## What is being asked
Return the listing below exactly, with the pictures dropped.

## Source material
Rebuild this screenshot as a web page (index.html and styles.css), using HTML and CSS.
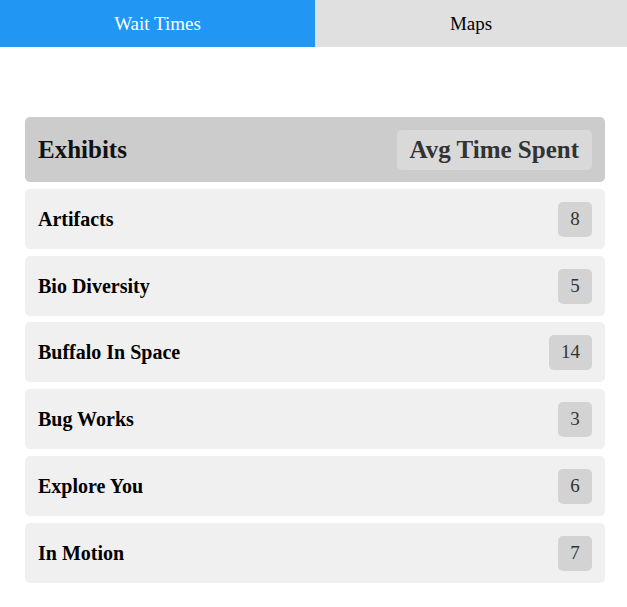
FILE: index.html
```html
<!DOCTYPE html>
<html lang="en">
<head>
<meta charset="UTF-8">
<title>Wait Times</title>
<link rel="stylesheet" href="styles.css">
</head>
<body>
    <div class="tabs">
        <button class="tab active">Wait Times</button>
        <button class="tab">Maps</button>
    </div>

    <div class="content">
        <div class="list-header">
            <span>Exhibits</span>
            <span class="header-badge">Avg Time Spent</span>
        </div>
        <div class="item"><span>Artifacts</span><span class="badge">8</span></div>
        <div class="item"><span>Bio Diversity</span><span class="badge">5</span></div>
        <div class="item"><span>Buffalo In Space</span><span class="badge">14</span></div>
        <div class="item"><span>Bug Works</span><span class="badge">3</span></div>
        <div class="item"><span>Explore You</span><span class="badge">6</span></div>
        <div class="item"><span>In Motion</span><span class="badge">7</span></div>
    </div>
</body>
</html>
```

FILE: styles.css
```css
body {
    margin: 0;
    font-family: 'Liberation Serif', 'Times New Roman', serif;
    background-color: #fff;
}
.tabs {
    display: grid;
    grid-template-columns: 315px 1fr;
}
.tab {
    height: 47px;
    border: none;
    background-color: #e0e0e0;
    color: #000;
    font-family: inherit;
    font-size: 19px;
    cursor: pointer;
}
.tab.active {
    background-color: #2196f3;
    color: #fff;
}
.content {
    width: 580px;
    margin: 70px 0 0 25px;
    display: flex;
    flex-direction: column;
    gap: 6.8px;
}
.list-header {
    display: flex;
    justify-content: space-between;
    align-items: center;
    height: 65px;
    box-sizing: border-box;
    padding: 0 13px;
    background-color: #cccccc;
    border-radius: 5px;
    font-size: 25px;
    font-weight: bold;
    color: #111;
}
.header-badge {
    background-color: #d9d9d9;
    color: #333;
    border-radius: 5px;
    padding: 6px 13px 6px;
    font-size: 25px;
}
.item {
    display: flex;
    justify-content: space-between;
    align-items: center;
    height: 60px;
    box-sizing: border-box;
    padding: 1px 13px 0;
    background-color: #f0f0f0;
    border-radius: 5px;
    font-size: 20px;
    font-weight: bold;
}
.badge {
    background-color: #d3d3d3;
    color: #333;
    font-weight: normal;
    font-size: 19px;
    border-radius: 5px;
    min-width: 10px;
    text-align: center;
    padding: 6px 12px 7px;
}
```
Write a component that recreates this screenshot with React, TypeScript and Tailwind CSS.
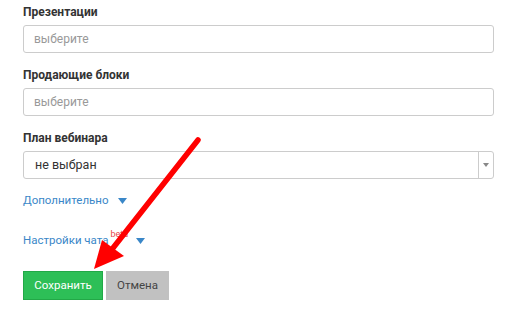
import React from "react";

const Tri = ({ cls }: { cls: string }) => (
  <svg width="9" height="6" viewBox="0 0 9 6" className={cls}>
    <path d="M0 0 L9 0 L4.5 6 Z" fill="currentColor" />
  </svg>
);

export default function App() {
  return (
    <div className="relative w-[519px] h-[312px] bg-white overflow-hidden" style={{ fontFamily: "Roboto, 'Noto Sans', sans-serif" }}>
      <div className="pl-[23px] pt-[4px] w-[494px] flex flex-col">
        <div className="text-[12px] leading-[16px] font-bold text-[#333] mb-[5px]">Презентации</div>
        <div className="h-[28px] border border-[#ccc] rounded-[3px] flex items-center pl-[10px] text-[12px] text-[#999] mb-[14px]">выберите</div>
        <div className="text-[12px] leading-[16px] font-bold text-[#333] mb-[5px]">Продающие блоки</div>
        <div className="h-[28px] border border-[#ccc] rounded-[3px] flex items-center pl-[10px] text-[12px] text-[#999] mb-[14px]">выберите</div>
        <div className="text-[12px] leading-[16px] font-bold text-[#333] mb-[5px]">План вебинара</div>
        <div className="h-[28px] border border-[#ccc] rounded-[3px] flex items-stretch text-[12.5px] text-[#333]">
          <div className="flex-1 flex items-center pl-[11px]">не выбран</div>
          <div className="w-[15px] border-l border-[#ccc] flex items-center justify-center">
            <svg width="6" height="4" viewBox="0 0 6 4"><path d="M0 0 L6 0 L3 4 Z" fill="#888" /></svg>
          </div>
        </div>
        <div className="mt-[14px] h-[16px] flex items-center text-[11.5px] text-[#3a87c8]">
          <span>Дополнительно</span>
          <Tri cls="ml-[9px] text-[#3a87c8]" />
        </div>
        <div className="mt-[24px] h-[16px] flex items-center text-[11.5px] text-[#3a87c8]">
          <span>Настройки чата</span>
          <span className="text-[9px] text-[#e8484a] relative -top-[6px] ml-[2px]">beta</span>
          <Tri cls="ml-[8px] text-[#3a87c8]" />
        </div>
        <div className="mt-[22px] flex gap-[3px]">
          <div className="w-[80px] h-[29px] bg-[#2dbf57] border border-[#22a847] text-white text-[11.5px] flex items-center justify-center">Сохранить</div>
          <div className="w-[63px] h-[29px] bg-[#c1c1c1] text-[#444] text-[11.5px] flex items-center justify-center">Отмена</div>
        </div>
      </div>
      <svg className="absolute left-0 top-0" width="519" height="312" viewBox="0 0 519 312">
        <line x1="198" y1="140" x2="113" y2="248" stroke="#ff0000" strokeWidth="5.5" strokeLinecap="round" />
        <path d="M94 269 L102 240 L124 256 Z" fill="#ff0000" />
      </svg>
    </div>
  );
}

## The reply
Rebuild this screenshot as a web page (index.html and styles.css), using HTML and CSS.
FILE: index.html
```html
<!DOCTYPE html>
<html lang="en">
<head>
<meta charset="UTF-8">
<title>Wait Times</title>
<link rel="stylesheet" href="styles.css">
</head>
<body>
    <div class="tabs">
        <button class="tab active">Wait Times</button>
        <button class="tab">Maps</button>
    </div>

    <div class="content">
        <div class="list-header">
            <span>Exhibits</span>
            <span class="header-badge">Avg Time Spent</span>
        </div>
        <div class="item"><span>Artifacts</span><span class="badge">8</span></div>
        <div class="item"><span>Bio Diversity</span><span class="badge">5</span></div>
        <div class="item"><span>Buffalo In Space</span><span class="badge">14</span></div>
        <div class="item"><span>Bug Works</span><span class="badge">3</span></div>
        <div class="item"><span>Explore You</span><span class="badge">6</span></div>
        <div class="item"><span>In Motion</span><span class="badge">7</span></div>
    </div>
</body>
</html>
```

FILE: styles.css
```css
body {
    margin: 0;
    font-family: 'Liberation Serif', 'Times New Roman', serif;
    background-color: #fff;
}
.tabs {
    display: grid;
    grid-template-columns: 315px 1fr;
}
.tab {
    height: 47px;
    border: none;
    background-color: #e0e0e0;
    color: #000;
    font-family: inherit;
    font-size: 19px;
    cursor: pointer;
}
.tab.active {
    background-color: #2196f3;
    color: #fff;
}
.content {
    width: 580px;
    margin: 70px 0 0 25px;
    display: flex;
    flex-direction: column;
    gap: 6.8px;
}
.list-header {
    display: flex;
    justify-content: space-between;
    align-items: center;
    height: 65px;
    box-sizing: border-box;
    padding: 0 13px;
    background-color: #cccccc;
    border-radius: 5px;
    font-size: 25px;
    font-weight: bold;
    color: #111;
}
.header-badge {
    background-color: #d9d9d9;
    color: #333;
    border-radius: 5px;
    padding: 6px 13px 6px;
    font-size: 25px;
}
.item {
    display: flex;
    justify-content: space-between;
    align-items: center;
    height: 60px;
    box-sizing: border-box;
    padding: 1px 13px 0;
    background-color: #f0f0f0;
    border-radius: 5px;
    font-size: 20px;
    font-weight: bold;
}
.badge {
    background-color: #d3d3d3;
    color: #333;
    font-weight: normal;
    font-size: 19px;
    border-radius: 5px;
    min-width: 10px;
    text-align: center;
    padding: 6px 12px 7px;
}
```
Write a component that recreates this screenshot with React, TypeScript and Tailwind CSS.
import React from "react";

const Tri = ({ cls }: { cls: string }) => (
  <svg width="9" height="6" viewBox="0 0 9 6" className={cls}>
    <path d="M0 0 L9 0 L4.5 6 Z" fill="currentColor" />
  </svg>
);

export default function App() {
  return (
    <div className="relative w-[519px] h-[312px] bg-white overflow-hidden" style={{ fontFamily: "Roboto, 'Noto Sans', sans-serif" }}>
      <div className="pl-[23px] pt-[4px] w-[494px] flex flex-col">
        <div className="text-[12px] leading-[16px] font-bold text-[#333] mb-[5px]">Презентации</div>
        <div className="h-[28px] border border-[#ccc] rounded-[3px] flex items-center pl-[10px] text-[12px] text-[#999] mb-[14px]">выберите</div>
        <div className="text-[12px] leading-[16px] font-bold text-[#333] mb-[5px]">Продающие блоки</div>
        <div className="h-[28px] border border-[#ccc] rounded-[3px] flex items-center pl-[10px] text-[12px] text-[#999] mb-[14px]">выберите</div>
        <div className="text-[12px] leading-[16px] font-bold text-[#333] mb-[5px]">План вебинара</div>
        <div className="h-[28px] border border-[#ccc] rounded-[3px] flex items-stretch text-[12.5px] text-[#333]">
          <div className="flex-1 flex items-center pl-[11px]">не выбран</div>
          <div className="w-[15px] border-l border-[#ccc] flex items-center justify-center">
            <svg width="6" height="4" viewBox="0 0 6 4"><path d="M0 0 L6 0 L3 4 Z" fill="#888" /></svg>
          </div>
        </div>
        <div className="mt-[14px] h-[16px] flex items-center text-[11.5px] text-[#3a87c8]">
          <span>Дополнительно</span>
          <Tri cls="ml-[9px] text-[#3a87c8]" />
        </div>
        <div className="mt-[24px] h-[16px] flex items-center text-[11.5px] text-[#3a87c8]">
          <span>Настройки чата</span>
          <span className="text-[9px] text-[#e8484a] relative -top-[6px] ml-[2px]">beta</span>
          <Tri cls="ml-[8px] text-[#3a87c8]" />
        </div>
        <div className="mt-[22px] flex gap-[3px]">
          <div className="w-[80px] h-[29px] bg-[#2dbf57] border border-[#22a847] text-white text-[11.5px] flex items-center justify-center">Сохранить</div>
          <div className="w-[63px] h-[29px] bg-[#c1c1c1] text-[#444] text-[11.5px] flex items-center justify-center">Отмена</div>
        </div>
      </div>
      <svg className="absolute left-0 top-0" width="519" height="312" viewBox="0 0 519 312">
        <line x1="198" y1="140" x2="113" y2="248" stroke="#ff0000" strokeWidth="5.5" strokeLinecap="round" />
        <path d="M94 269 L102 240 L124 256 Z" fill="#ff0000" />
      </svg>
    </div>
  );
}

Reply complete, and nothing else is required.